Update: Thanks to a couple of sharp-eyed readers, I corrected a couple of decimal place errors. That’s what I get for even thinking about math on pain meds, I guess.
My doctor did a stint as an epidemiologist, so he’s a statistician (most doctors are not, by the way), and we always end up talking statistics. He turned me on to a great term today: The NPR number.
He was telling me how he was listening to NPR, and they reported, of course in a hysterical manner, that the occurrence of negative side-effects in women who were on hormone replacement treatments had increased by 4%. He yelled at the radio that fewer than 1 in 10000 women had those negative side-effects in the first place, so the “increase” was ridiculously small, and said the 4% was the “NPR number.”
That’s a great phrase. It reminds me of something we did at the beginning of the semester. I do this when introducing Bayes’ Theorem of conditional probability. It doesn’t have much to do with business (the example, not Bayes), but it is an easily understood context for which most people will immediately believe they know the answer.
We have a test for a disease (we’ll call it Jones Syndrome), and the test is 99% accurate, but it returns a false positive in 1% of those tested (that is, 1% of the time the test returns a positive, the disease is not present). If I test positive, what is the probability that I have Jones Syndrome?
Like I said, I’ve done this many times, and at least half the hands in the class will fly up, and all of those people will say, “99%.” The thing is, they’re all very, very wrong.
First, what, exactly, do we mean when we say that the test is “99% accurate”? We mean that out of 100 people who have Jones Syndrome, the test will give 99 a positive result. That relative clause in bold is crucial, because it leads us to the next point, that we are missing a very important piece of information.
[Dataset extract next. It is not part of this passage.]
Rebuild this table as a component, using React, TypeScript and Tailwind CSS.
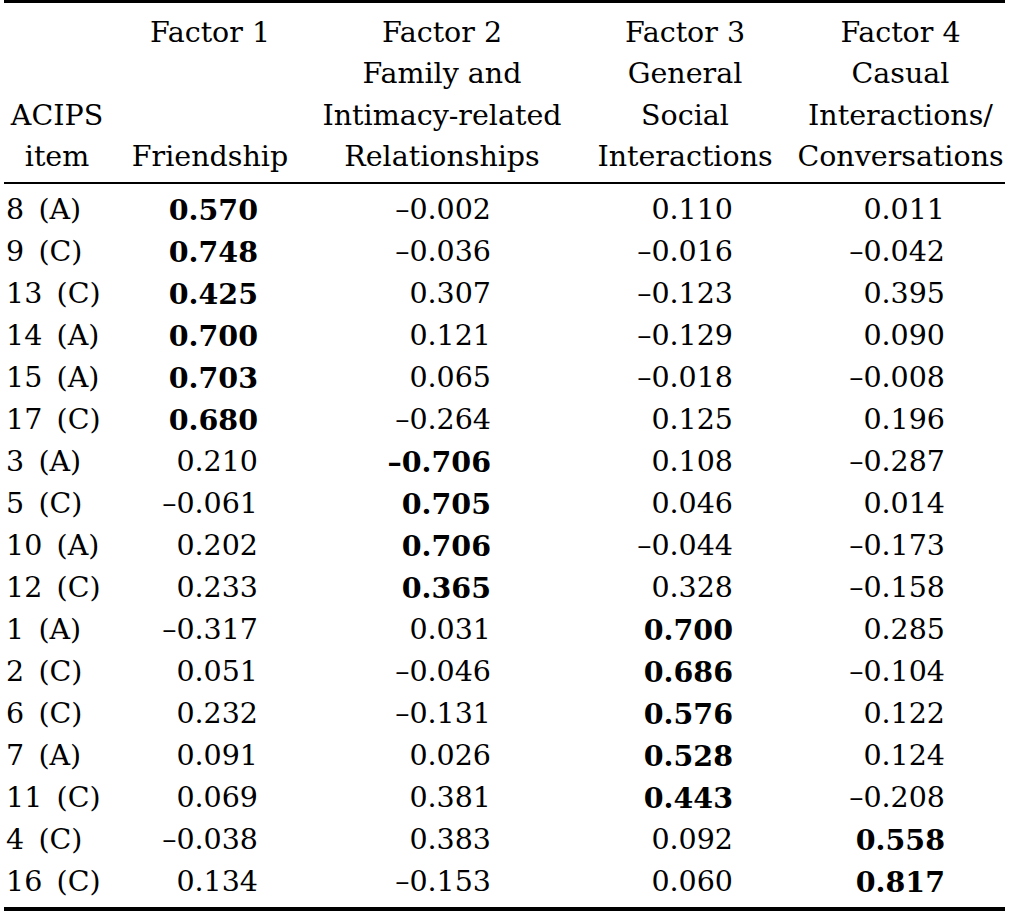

How prevalent is Jones Syndrome, that is, what is the probability of my having it, irrespective of any test result? We’ll say that 1 in 10000 have Jones Syndrome, so the probability of having Jones Syndrome is 0.01%, or 0.0001. Note that we do not know the probability that the test will return a positive, regardless of whether the person has the disease or not (we’ll calculate it), but we’ll call the probability that the test returns a positive P(B). (By the way, I’m on pain meds and I did all of the math in my head — if I screwed anything up, let me know.)
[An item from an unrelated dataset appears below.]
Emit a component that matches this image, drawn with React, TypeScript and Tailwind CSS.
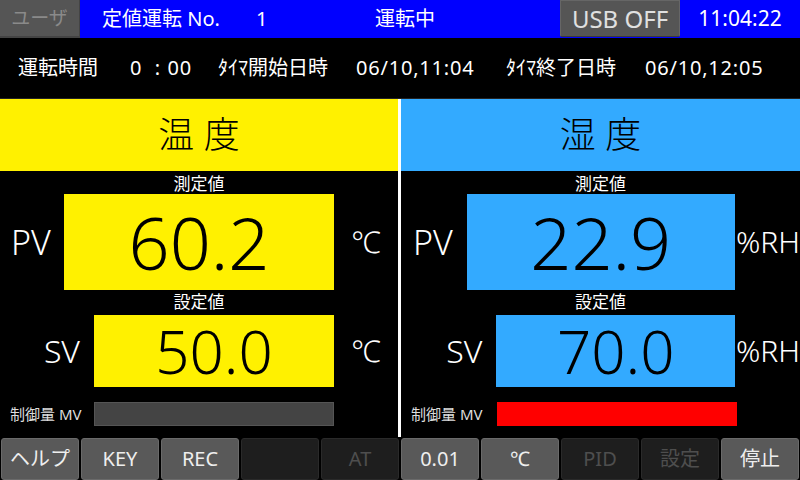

We’ll use the following shorthand.
P(A) — The probability that I have the disease
P(B) — The probability that the test will return a positive result
What we eventually want to calculate is:
P(A|B) — The probability of A given B, that is, the probability that I have the disease if I got a positive test result
In order to calculate this, we have to know P(B), the probability that the test will return a positive result. In order to calculate it, we have to do some quick calculations.
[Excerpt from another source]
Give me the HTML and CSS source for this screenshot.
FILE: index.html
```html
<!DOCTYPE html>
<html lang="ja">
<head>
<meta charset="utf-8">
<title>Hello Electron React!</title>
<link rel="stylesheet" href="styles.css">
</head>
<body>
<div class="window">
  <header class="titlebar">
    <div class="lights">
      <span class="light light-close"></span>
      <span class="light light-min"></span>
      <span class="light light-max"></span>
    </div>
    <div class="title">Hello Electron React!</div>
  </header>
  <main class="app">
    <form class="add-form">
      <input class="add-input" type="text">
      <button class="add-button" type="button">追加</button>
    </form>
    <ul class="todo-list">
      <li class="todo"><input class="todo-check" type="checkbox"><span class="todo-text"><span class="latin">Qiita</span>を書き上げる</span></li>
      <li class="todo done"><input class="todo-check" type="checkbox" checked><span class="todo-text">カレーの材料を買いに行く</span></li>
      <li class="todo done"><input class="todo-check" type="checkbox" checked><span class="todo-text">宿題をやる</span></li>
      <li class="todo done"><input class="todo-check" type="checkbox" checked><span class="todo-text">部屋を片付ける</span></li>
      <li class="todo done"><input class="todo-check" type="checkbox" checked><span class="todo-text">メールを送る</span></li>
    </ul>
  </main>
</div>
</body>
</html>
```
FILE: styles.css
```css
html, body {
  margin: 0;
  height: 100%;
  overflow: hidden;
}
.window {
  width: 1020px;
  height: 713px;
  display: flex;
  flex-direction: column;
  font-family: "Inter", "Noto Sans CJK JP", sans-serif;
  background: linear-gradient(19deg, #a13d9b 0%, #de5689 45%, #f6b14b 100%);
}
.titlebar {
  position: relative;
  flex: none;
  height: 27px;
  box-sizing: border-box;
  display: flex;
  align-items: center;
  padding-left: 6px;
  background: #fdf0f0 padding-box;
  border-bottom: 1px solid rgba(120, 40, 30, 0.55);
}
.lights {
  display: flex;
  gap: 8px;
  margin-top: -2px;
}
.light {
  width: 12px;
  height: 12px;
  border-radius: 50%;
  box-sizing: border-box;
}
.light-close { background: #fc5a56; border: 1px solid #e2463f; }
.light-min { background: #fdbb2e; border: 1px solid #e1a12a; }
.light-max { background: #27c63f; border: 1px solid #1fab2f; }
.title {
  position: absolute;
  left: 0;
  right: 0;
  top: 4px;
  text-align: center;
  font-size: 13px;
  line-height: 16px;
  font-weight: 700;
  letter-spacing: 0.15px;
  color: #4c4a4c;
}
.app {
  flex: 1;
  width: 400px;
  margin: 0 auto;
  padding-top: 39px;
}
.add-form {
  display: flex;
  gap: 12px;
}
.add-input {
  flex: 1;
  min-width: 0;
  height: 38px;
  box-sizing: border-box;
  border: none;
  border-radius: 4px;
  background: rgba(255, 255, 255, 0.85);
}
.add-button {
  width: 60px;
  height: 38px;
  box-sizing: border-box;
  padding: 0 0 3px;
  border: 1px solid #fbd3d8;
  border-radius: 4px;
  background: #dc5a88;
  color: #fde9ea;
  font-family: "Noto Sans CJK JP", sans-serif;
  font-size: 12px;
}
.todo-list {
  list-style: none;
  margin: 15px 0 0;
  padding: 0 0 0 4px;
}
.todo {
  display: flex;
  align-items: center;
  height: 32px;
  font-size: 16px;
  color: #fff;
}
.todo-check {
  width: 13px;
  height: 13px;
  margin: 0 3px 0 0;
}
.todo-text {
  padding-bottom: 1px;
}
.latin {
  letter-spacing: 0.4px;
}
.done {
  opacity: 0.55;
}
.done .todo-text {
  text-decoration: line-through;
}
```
P(A) = 0.0001 (the probability that I have the disease)
P(~A) = 1 - P(A) = 0.9999 (the probability that I don’t have the disease)
P(B|A) = 0.99 (the success rate of the test, or the probability that it will return a positive if I have the disease)
P(~B|A) = 1 - P(B|A) = 0.01 (the probability that the test will return a negative result if I have the disease)
P(B|~A) = 0.1 (false positive rate)
P(~B|~A) = 1 - P(B|~A) = 0.9 (the probability that the test will return a negative if I do not have the disease)
What we need to calculate is P(A|B), the probability that I have the disease if I have gotten a positive test result. Here’s the formula:
P(B|A) * P(A) / P(B)
Oops! We need to calculate P(B), the probability that the test will return a positive, whether I have the disease or not:
P(B) = P(B|A) * P(A) + P(B|~A) * P(~A)
P(B) = 0.99 * 0.0001 + 0.1 * 0.9999
P(B) = 0.100089
So now let’s calculate the probability that I have the disease if I have gotten a positive test result, P(A|B).
P(A|B) = P(B|A) * P(A) / P(B)
P(A|B) = 0.99 * 0.0001 / 0.100089
P(A|B) = 0.00098912, or 0.0989%
So the probability that I have the disease given that I got a positive test result is 0.00098912, or 0.0989%.
That’s wildly different from 99%, is it not? I think the reason so many people leap to the conclusion that I have a 99% probability of having the disease if I got a positive test result for five reasons: 1) We tend to make snap judgments; 2) We think in terms of generalities and not specifics; 3) We don’t really think much about the situation when it is presented to us, so we don’t realize that we’re missing vital information; 4) Even if we do realize we’re missing that information, we don’t know how to integrate it, and arrive at a result (nobody did until the Reverend Bayes came along); and finally, 5) Our society enables fuzzy thinking about — even utter incompetence in — math.
Bayes isn’t arcane. It isn’t even calculus. It’s basic arithmetic operations: addition, subtraction, multiplication, and division. Yet, introduce it in class, and eyes glaze over almost as soon as you start.
I’m not suggesting anyone should be able to do Bayes in his head. I am saying, however, that in this high tech age when we are being bombarded with the results of studies every day, and base so many of our own decisions on those studies, that reporters on NPR or Fox should be knowledgable enough that they don’t report “NPR numbers.” While I’m at it, it would be nice if more listeners yelled that fewer than 1 in 10000 women had those negative side-effects in the first place. I mean really, there is just no excuse for hearing the same junk statistics over and over again for years, you know, like women are paid 75 cents for every dollar a man makes, or those ridiculous stats about sexual assault (One out of every three women will be raped in her lifetime! Every second, over 1500 women are raped!)
Maybe I’ll write to Santa Claus.